**INFORMATION SHOWN**.
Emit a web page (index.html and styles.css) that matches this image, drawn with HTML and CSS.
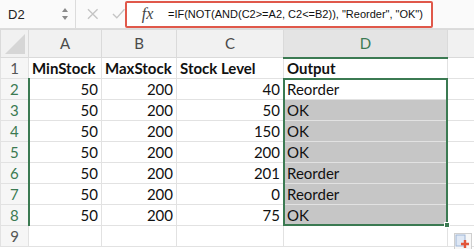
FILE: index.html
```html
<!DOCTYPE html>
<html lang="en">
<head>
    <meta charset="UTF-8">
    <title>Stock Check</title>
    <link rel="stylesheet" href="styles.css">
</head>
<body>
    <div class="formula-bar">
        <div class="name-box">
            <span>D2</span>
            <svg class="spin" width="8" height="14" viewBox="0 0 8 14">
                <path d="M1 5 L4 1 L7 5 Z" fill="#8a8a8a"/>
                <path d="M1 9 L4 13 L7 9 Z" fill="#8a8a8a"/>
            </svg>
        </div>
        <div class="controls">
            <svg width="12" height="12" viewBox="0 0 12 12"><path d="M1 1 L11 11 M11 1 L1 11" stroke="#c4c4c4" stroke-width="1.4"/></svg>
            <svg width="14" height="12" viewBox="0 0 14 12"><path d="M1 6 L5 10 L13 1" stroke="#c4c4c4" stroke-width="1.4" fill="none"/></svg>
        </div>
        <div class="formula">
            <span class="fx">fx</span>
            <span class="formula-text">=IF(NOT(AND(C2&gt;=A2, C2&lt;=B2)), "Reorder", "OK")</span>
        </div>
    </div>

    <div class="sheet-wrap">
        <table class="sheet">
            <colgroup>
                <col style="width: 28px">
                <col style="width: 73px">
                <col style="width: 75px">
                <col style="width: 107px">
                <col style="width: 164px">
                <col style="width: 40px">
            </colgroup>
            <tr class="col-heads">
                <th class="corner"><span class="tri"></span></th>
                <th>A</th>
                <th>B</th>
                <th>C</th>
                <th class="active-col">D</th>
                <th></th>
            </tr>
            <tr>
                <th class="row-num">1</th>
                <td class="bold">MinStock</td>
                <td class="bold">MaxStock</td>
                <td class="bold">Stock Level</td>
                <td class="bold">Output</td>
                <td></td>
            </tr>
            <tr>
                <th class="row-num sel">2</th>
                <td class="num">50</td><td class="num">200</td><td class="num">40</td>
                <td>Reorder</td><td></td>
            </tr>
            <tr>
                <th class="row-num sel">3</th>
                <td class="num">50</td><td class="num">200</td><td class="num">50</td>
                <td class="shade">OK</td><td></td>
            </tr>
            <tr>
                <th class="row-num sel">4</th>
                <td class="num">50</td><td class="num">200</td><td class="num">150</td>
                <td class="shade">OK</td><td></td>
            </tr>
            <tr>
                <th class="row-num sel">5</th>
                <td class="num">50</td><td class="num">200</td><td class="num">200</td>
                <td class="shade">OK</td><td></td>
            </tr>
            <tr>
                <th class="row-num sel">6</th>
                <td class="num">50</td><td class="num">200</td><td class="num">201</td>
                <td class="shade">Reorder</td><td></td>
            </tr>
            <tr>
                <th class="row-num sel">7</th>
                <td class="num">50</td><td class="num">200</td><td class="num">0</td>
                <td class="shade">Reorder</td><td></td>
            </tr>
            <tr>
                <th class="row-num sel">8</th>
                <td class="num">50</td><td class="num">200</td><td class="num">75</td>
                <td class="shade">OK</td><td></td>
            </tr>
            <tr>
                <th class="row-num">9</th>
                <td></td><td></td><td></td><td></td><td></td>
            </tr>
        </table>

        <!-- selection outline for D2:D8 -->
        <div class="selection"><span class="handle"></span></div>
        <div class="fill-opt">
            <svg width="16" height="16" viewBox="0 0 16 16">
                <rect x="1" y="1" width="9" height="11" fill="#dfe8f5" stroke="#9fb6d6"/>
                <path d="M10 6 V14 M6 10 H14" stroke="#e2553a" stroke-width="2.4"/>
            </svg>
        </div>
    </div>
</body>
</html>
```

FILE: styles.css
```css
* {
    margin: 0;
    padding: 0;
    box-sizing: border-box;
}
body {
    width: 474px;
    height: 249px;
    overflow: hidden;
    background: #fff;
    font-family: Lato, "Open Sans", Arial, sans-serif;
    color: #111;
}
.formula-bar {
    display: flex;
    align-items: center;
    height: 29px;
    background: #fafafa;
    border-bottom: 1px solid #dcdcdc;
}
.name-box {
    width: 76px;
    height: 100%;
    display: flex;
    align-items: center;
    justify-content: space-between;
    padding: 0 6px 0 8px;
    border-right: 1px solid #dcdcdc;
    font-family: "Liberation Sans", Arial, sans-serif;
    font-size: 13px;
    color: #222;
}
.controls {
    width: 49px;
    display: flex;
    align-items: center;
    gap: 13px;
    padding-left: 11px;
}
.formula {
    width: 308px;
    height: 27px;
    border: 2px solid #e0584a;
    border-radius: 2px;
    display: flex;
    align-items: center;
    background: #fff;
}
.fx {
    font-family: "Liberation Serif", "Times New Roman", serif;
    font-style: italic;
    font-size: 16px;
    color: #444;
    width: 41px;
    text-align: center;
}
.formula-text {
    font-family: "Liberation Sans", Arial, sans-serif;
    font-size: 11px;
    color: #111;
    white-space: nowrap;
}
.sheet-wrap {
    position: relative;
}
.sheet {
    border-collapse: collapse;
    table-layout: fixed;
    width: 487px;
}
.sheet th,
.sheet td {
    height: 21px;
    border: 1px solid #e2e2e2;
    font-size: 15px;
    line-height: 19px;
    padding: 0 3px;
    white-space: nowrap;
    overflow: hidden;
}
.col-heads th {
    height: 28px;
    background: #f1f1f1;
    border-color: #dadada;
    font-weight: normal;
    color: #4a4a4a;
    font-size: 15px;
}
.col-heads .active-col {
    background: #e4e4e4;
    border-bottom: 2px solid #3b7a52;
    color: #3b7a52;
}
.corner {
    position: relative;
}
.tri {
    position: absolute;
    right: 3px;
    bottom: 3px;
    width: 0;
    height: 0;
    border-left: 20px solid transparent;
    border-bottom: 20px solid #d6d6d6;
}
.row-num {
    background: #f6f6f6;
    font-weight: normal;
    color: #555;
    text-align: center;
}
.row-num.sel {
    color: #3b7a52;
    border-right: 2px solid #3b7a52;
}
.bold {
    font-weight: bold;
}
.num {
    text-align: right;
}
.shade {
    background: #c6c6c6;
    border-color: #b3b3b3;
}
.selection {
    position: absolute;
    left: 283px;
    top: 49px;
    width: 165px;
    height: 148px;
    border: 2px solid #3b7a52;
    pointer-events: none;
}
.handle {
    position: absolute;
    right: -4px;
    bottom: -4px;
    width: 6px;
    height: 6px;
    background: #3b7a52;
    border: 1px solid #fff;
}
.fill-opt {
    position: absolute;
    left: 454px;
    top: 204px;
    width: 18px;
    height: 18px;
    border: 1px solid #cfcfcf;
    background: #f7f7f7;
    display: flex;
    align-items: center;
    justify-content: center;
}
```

**TO BE DONE**. From the listing, extract all text exactly as given and drop any picture.

**SOLUTION**.
Emit a web page (index.html and styles.css) that matches this image, drawn with HTML and CSS.
FILE: index.html
```html
<!DOCTYPE html>
<html lang="en">
<head>
    <meta charset="UTF-8">
    <title>Stock Check</title>
    <link rel="stylesheet" href="styles.css">
</head>
<body>
    <div class="formula-bar">
        <div class="name-box">
            <span>D2</span>
            <svg class="spin" width="8" height="14" viewBox="0 0 8 14">
                <path d="M1 5 L4 1 L7 5 Z" fill="#8a8a8a"/>
                <path d="M1 9 L4 13 L7 9 Z" fill="#8a8a8a"/>
            </svg>
        </div>
        <div class="controls">
            <svg width="12" height="12" viewBox="0 0 12 12"><path d="M1 1 L11 11 M11 1 L1 11" stroke="#c4c4c4" stroke-width="1.4"/></svg>
            <svg width="14" height="12" viewBox="0 0 14 12"><path d="M1 6 L5 10 L13 1" stroke="#c4c4c4" stroke-width="1.4" fill="none"/></svg>
        </div>
        <div class="formula">
            <span class="fx">fx</span>
            <span class="formula-text">=IF(NOT(AND(C2&gt;=A2, C2&lt;=B2)), "Reorder", "OK")</span>
        </div>
    </div>

    <div class="sheet-wrap">
        <table class="sheet">
            <colgroup>
                <col style="width: 28px">
                <col style="width: 73px">
                <col style="width: 75px">
                <col style="width: 107px">
                <col style="width: 164px">
                <col style="width: 40px">
            </colgroup>
            <tr class="col-heads">
                <th class="corner"><span class="tri"></span></th>
                <th>A</th>
                <th>B</th>
                <th>C</th>
                <th class="active-col">D</th>
                <th></th>
            </tr>
            <tr>
                <th class="row-num">1</th>
                <td class="bold">MinStock</td>
                <td class="bold">MaxStock</td>
                <td class="bold">Stock Level</td>
                <td class="bold">Output</td>
                <td></td>
            </tr>
            <tr>
                <th class="row-num sel">2</th>
                <td class="num">50</td><td class="num">200</td><td class="num">40</td>
                <td>Reorder</td><td></td>
            </tr>
            <tr>
                <th class="row-num sel">3</th>
                <td class="num">50</td><td class="num">200</td><td class="num">50</td>
                <td class="shade">OK</td><td></td>
            </tr>
            <tr>
                <th class="row-num sel">4</th>
                <td class="num">50</td><td class="num">200</td><td class="num">150</td>
                <td class="shade">OK</td><td></td>
            </tr>
            <tr>
                <th class="row-num sel">5</th>
                <td class="num">50</td><td class="num">200</td><td class="num">200</td>
                <td class="shade">OK</td><td></td>
            </tr>
            <tr>
                <th class="row-num sel">6</th>
                <td class="num">50</td><td class="num">200</td><td class="num">201</td>
                <td class="shade">Reorder</td><td></td>
            </tr>
            <tr>
                <th class="row-num sel">7</th>
                <td class="num">50</td><td class="num">200</td><td class="num">0</td>
                <td class="shade">Reorder</td><td></td>
            </tr>
            <tr>
                <th class="row-num sel">8</th>
                <td class="num">50</td><td class="num">200</td><td class="num">75</td>
                <td class="shade">OK</td><td></td>
            </tr>
            <tr>
                <th class="row-num">9</th>
                <td></td><td></td><td></td><td></td><td></td>
            </tr>
        </table>

        <!-- selection outline for D2:D8 -->
        <div class="selection"><span class="handle"></span></div>
        <div class="fill-opt">
            <svg width="16" height="16" viewBox="0 0 16 16">
                <rect x="1" y="1" width="9" height="11" fill="#dfe8f5" stroke="#9fb6d6"/>
                <path d="M10 6 V14 M6 10 H14" stroke="#e2553a" stroke-width="2.4"/>
            </svg>
        </div>
    </div>
</body>
</html>
```

FILE: styles.css
```css
* {
    margin: 0;
    padding: 0;
    box-sizing: border-box;
}
body {
    width: 474px;
    height: 249px;
    overflow: hidden;
    background: #fff;
    font-family: Lato, "Open Sans", Arial, sans-serif;
    color: #111;
}
.formula-bar {
    display: flex;
    align-items: center;
    height: 29px;
    background: #fafafa;
    border-bottom: 1px solid #dcdcdc;
}
.name-box {
    width: 76px;
    height: 100%;
    display: flex;
    align-items: center;
    justify-content: space-between;
    padding: 0 6px 0 8px;
    border-right: 1px solid #dcdcdc;
    font-family: "Liberation Sans", Arial, sans-serif;
    font-size: 13px;
    color: #222;
}
.controls {
    width: 49px;
    display: flex;
    align-items: center;
    gap: 13px;
    padding-left: 11px;
}
.formula {
    width: 308px;
    height: 27px;
    border: 2px solid #e0584a;
    border-radius: 2px;
    display: flex;
    align-items: center;
    background: #fff;
}
.fx {
    font-family: "Liberation Serif", "Times New Roman", serif;
    font-style: italic;
    font-size: 16px;
    color: #444;
    width: 41px;
    text-align: center;
}
.formula-text {
    font-family: "Liberation Sans", Arial, sans-serif;
    font-size: 11px;
    color: #111;
    white-space: nowrap;
}
.sheet-wrap {
    position: relative;
}
.sheet {
    border-collapse: collapse;
    table-layout: fixed;
    width: 487px;
}
.sheet th,
.sheet td {
    height: 21px;
    border: 1px solid #e2e2e2;
    font-size: 15px;
    line-height: 19px;
    padding: 0 3px;
    white-space: nowrap;
    overflow: hidden;
}
.col-heads th {
    height: 28px;
    background: #f1f1f1;
    border-color: #dadada;
    font-weight: normal;
    color: #4a4a4a;
    font-size: 15px;
}
.col-heads .active-col {
    background: #e4e4e4;
    border-bottom: 2px solid #3b7a52;
    color: #3b7a52;
}
.corner {
    position: relative;
}
.tri {
    position: absolute;
    right: 3px;
    bottom: 3px;
    width: 0;
    height: 0;
    border-left: 20px solid transparent;
    border-bottom: 20px solid #d6d6d6;
}
.row-num {
    background: #f6f6f6;
    font-weight: normal;
    color: #555;
    text-align: center;
}
.row-num.sel {
    color: #3b7a52;
    border-right: 2px solid #3b7a52;
}
.bold {
    font-weight: bold;
}
.num {
    text-align: right;
}
.shade {
    background: #c6c6c6;
    border-color: #b3b3b3;
}
.selection {
    position: absolute;
    left: 283px;
    top: 49px;
    width: 165px;
    height: 148px;
    border: 2px solid #3b7a52;
    pointer-events: none;
}
.handle {
    position: absolute;
    right: -4px;
    bottom: -4px;
    width: 6px;
    height: 6px;
    background: #3b7a52;
    border: 1px solid #fff;
}
.fill-opt {
    position: absolute;
    left: 454px;
    top: 204px;
    width: 18px;
    height: 18px;
    border: 1px solid #cfcfcf;
    background: #f7f7f7;
    display: flex;
    align-items: center;
    justify-content: center;
}
```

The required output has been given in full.